Repeat on the other edge. Then cut the fabric straight 1/8 of an inch as border from the stitch line.
Now flip over the whole thing, so the inside is facing you. Next we will fold the fabric flaps on the fold lines to the inside and finish the cover. Make sure it is all square and everything lines up, then pin, or clip the fabric.
At this point I like to "try it on" to see where I am.
Yes. Top and bottom are still very much too long, but the front and back panels are doing what they are supposed to.
Open the cover and adjust the fit by pulling on the flaps toward the inside of the journal. T-shirt fabric is stretchy. You want it a bit tight, but remember you still have to close it, so when you are finished adjusting the fit front and back, to keep it even, close the journal. It should be snug, but not stretched once it is closed, if that makes sense. lol Pin everything in place, so nothing moves when you take the cover off the journal.
Take the journal out of the cover without poking yourself, or losing all the pins/clips.
Once the journal is out, flip it again, so the outside is facing you. Start stitching on the folded top right edge and make sure you are going through all layers! You should have 4 layers of fabrick to go through, since you folded the flap to the inside and are sewing through all of it.
Keep sewing to the opposite edge and again catch all 4 layers of fabric when you get to the folded part. This will make the actual flap that holds the journal in. Repeat on the bottom edge.

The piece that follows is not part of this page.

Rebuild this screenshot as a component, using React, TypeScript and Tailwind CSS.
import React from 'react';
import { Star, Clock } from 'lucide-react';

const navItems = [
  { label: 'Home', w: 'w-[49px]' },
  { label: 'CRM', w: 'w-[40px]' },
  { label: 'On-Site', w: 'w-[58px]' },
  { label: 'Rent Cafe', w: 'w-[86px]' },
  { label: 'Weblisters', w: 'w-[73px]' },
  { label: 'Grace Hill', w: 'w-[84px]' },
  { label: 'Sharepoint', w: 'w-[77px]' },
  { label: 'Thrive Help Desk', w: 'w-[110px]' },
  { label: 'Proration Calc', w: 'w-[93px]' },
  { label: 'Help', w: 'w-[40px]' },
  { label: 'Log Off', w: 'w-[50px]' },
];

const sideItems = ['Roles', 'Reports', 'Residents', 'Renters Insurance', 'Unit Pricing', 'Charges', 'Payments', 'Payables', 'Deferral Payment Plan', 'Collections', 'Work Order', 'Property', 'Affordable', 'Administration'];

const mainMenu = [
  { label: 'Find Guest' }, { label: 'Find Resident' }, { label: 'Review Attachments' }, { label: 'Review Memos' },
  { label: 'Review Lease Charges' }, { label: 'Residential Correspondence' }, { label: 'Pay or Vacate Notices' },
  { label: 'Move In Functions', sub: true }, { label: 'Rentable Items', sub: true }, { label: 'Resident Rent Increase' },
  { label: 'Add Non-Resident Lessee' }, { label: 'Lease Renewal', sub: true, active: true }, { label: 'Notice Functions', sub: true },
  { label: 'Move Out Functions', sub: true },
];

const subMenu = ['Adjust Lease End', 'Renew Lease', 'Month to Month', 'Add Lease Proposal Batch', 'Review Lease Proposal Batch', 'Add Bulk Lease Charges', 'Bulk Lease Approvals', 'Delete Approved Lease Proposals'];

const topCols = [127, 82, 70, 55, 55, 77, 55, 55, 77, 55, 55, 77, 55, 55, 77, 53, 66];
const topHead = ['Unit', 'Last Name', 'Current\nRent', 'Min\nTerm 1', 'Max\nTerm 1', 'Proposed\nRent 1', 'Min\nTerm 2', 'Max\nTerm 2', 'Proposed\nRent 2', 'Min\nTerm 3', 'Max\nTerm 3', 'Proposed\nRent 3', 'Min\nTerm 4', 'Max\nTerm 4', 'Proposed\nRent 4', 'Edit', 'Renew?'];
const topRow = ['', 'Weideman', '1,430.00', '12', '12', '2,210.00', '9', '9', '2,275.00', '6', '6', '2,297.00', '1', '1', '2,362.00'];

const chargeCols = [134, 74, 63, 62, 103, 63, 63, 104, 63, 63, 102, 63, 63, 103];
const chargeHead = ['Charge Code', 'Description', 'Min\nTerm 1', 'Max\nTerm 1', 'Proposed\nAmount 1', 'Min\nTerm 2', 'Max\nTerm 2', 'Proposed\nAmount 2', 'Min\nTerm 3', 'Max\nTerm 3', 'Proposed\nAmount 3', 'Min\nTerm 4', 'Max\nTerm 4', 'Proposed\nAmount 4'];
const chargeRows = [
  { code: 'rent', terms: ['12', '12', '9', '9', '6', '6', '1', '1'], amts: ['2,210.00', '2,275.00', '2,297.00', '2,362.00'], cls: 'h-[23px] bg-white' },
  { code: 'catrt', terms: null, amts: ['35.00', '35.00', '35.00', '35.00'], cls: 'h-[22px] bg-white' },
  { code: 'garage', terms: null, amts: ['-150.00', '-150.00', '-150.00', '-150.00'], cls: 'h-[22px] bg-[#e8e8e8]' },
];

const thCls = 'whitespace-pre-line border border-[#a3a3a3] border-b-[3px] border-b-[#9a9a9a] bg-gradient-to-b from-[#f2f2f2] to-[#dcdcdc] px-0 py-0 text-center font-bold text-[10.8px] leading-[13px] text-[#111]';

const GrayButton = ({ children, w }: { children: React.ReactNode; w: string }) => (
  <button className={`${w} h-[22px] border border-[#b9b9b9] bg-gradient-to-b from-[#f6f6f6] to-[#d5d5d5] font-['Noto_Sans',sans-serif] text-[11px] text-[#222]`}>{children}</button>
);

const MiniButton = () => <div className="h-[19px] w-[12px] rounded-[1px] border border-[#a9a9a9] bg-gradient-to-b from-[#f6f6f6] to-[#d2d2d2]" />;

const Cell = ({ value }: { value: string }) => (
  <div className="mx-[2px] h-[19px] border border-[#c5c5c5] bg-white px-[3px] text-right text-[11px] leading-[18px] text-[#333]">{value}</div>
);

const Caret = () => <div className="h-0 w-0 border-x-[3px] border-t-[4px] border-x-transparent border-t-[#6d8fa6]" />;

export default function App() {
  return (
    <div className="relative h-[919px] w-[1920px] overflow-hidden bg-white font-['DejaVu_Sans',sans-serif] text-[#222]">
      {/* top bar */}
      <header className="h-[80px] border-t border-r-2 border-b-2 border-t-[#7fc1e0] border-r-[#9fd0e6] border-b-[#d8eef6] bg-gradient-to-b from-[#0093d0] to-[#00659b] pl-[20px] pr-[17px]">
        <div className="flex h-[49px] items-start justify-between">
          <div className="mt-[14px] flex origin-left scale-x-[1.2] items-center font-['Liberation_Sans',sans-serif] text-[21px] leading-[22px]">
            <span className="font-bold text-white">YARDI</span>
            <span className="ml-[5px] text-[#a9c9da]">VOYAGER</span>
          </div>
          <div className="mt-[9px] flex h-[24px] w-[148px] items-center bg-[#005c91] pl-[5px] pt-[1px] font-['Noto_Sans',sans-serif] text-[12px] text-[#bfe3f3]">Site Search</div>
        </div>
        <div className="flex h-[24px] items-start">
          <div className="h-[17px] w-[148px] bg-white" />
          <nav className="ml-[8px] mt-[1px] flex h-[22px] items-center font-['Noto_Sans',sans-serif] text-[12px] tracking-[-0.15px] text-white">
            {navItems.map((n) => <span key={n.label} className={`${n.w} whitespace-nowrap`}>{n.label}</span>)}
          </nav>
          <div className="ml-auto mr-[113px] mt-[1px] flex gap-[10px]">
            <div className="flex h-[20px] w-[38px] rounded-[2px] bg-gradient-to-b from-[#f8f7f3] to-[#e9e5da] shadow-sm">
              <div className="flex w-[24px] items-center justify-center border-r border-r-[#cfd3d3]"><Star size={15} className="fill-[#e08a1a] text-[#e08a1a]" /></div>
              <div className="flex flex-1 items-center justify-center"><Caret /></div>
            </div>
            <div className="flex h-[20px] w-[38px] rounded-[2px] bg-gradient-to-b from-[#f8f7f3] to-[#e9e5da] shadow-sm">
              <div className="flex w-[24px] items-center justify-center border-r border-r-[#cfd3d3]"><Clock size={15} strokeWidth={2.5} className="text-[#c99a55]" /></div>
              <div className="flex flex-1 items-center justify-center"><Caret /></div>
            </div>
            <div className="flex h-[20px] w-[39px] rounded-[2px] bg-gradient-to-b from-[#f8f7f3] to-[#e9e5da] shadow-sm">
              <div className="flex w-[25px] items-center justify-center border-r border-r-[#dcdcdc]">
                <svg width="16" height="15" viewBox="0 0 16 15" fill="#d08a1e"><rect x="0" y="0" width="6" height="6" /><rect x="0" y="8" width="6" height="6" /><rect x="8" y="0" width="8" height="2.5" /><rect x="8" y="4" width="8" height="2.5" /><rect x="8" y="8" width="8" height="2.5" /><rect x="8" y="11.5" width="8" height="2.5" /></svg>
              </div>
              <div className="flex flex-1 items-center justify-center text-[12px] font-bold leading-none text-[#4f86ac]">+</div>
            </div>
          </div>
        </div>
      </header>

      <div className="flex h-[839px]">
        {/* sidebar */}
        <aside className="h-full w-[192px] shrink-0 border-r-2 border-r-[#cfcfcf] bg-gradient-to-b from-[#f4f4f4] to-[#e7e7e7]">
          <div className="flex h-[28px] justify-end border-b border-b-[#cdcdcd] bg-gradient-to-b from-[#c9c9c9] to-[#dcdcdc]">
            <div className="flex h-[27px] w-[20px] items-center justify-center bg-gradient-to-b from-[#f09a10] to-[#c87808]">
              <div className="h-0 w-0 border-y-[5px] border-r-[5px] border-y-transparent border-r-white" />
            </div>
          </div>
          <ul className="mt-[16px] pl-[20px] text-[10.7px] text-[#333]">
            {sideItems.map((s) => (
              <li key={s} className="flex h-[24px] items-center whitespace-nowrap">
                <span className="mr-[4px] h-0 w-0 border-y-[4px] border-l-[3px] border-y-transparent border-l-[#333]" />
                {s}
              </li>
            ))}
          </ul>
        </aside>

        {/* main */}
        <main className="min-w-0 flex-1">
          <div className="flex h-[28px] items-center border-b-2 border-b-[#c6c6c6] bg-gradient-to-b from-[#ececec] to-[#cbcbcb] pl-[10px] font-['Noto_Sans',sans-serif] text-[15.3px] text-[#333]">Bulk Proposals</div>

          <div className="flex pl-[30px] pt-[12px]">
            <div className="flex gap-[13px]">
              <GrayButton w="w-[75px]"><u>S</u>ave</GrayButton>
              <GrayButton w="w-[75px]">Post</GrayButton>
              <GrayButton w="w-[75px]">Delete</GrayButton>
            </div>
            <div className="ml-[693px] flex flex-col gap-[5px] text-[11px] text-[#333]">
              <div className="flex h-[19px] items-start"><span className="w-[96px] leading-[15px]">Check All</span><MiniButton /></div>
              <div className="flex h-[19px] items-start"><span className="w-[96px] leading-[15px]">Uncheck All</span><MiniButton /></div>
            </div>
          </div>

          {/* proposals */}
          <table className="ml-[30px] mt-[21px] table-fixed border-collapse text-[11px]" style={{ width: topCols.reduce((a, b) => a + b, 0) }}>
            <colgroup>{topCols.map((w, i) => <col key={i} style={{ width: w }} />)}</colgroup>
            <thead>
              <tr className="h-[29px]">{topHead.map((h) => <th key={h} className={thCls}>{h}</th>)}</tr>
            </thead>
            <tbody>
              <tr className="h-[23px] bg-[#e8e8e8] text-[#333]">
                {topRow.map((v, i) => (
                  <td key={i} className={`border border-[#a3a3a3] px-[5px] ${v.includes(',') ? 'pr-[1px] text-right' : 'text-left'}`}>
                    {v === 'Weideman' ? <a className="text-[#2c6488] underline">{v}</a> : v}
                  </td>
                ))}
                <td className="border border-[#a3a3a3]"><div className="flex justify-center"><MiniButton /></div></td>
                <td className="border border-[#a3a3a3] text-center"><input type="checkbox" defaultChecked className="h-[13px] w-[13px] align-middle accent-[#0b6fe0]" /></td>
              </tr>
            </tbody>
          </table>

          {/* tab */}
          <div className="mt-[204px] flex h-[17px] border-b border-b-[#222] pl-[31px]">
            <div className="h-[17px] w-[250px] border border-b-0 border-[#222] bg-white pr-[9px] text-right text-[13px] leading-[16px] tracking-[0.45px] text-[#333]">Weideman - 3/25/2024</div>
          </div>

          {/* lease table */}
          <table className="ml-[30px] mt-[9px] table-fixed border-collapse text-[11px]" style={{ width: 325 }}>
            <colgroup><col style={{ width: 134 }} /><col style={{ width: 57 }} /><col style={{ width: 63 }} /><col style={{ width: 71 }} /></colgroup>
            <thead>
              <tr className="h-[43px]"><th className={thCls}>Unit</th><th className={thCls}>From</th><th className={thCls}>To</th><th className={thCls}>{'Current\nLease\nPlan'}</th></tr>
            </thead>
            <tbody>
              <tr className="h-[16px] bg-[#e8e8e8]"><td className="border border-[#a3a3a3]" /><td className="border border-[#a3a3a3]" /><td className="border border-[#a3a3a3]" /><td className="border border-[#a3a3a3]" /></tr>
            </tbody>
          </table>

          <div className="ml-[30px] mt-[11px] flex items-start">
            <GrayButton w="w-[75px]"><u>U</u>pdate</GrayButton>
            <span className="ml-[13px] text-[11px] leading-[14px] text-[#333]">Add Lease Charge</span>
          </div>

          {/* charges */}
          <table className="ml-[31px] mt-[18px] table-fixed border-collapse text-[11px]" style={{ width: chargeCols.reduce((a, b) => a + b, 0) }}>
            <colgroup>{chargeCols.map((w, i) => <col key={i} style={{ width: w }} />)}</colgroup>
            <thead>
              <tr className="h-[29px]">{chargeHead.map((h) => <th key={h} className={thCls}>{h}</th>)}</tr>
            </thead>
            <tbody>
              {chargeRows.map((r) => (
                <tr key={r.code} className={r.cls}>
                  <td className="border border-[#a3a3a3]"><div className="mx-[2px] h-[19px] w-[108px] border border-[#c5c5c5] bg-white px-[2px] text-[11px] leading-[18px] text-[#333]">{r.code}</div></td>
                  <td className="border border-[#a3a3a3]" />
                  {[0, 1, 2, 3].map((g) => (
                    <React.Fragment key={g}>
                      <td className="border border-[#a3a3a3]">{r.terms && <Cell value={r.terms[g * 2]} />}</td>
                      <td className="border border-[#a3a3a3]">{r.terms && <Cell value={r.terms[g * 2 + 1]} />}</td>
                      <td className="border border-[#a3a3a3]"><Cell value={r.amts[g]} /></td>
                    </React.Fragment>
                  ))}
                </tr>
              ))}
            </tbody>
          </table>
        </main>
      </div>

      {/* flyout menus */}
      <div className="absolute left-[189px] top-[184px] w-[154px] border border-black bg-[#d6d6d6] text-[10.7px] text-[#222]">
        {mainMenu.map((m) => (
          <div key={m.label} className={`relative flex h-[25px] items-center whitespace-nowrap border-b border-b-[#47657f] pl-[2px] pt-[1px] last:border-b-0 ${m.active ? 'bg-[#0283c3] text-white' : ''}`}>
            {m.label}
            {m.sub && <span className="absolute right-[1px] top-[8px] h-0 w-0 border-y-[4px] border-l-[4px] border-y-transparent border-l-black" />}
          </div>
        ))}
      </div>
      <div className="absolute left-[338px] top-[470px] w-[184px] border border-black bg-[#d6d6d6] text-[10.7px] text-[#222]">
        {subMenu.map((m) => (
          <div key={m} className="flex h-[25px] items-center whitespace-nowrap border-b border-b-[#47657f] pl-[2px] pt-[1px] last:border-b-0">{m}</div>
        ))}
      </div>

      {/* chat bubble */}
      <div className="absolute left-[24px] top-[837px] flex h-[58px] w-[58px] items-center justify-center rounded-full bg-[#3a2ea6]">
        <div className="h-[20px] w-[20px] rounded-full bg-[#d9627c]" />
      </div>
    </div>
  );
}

Cut the top and bottom to within 1/8th of an inch from that sewing line, take out the temporary stitches from the fold lines and the center spine.
Presto! Finished!
Give it a hand wash if you used washable markers. Don't agetate it too roughly. Roll into a towel and squeeze out excess water, lay flat to dry, give it a light press if necessary. You may have to reapply the glue to the leaves. Since school glue is also washable.
You are finished! ❤
I hope it makes sense lol. I am still very much in "instagram" parameters and forget that I can put more photos and more words lol
Wow. What a process. What a beautiful gift to own.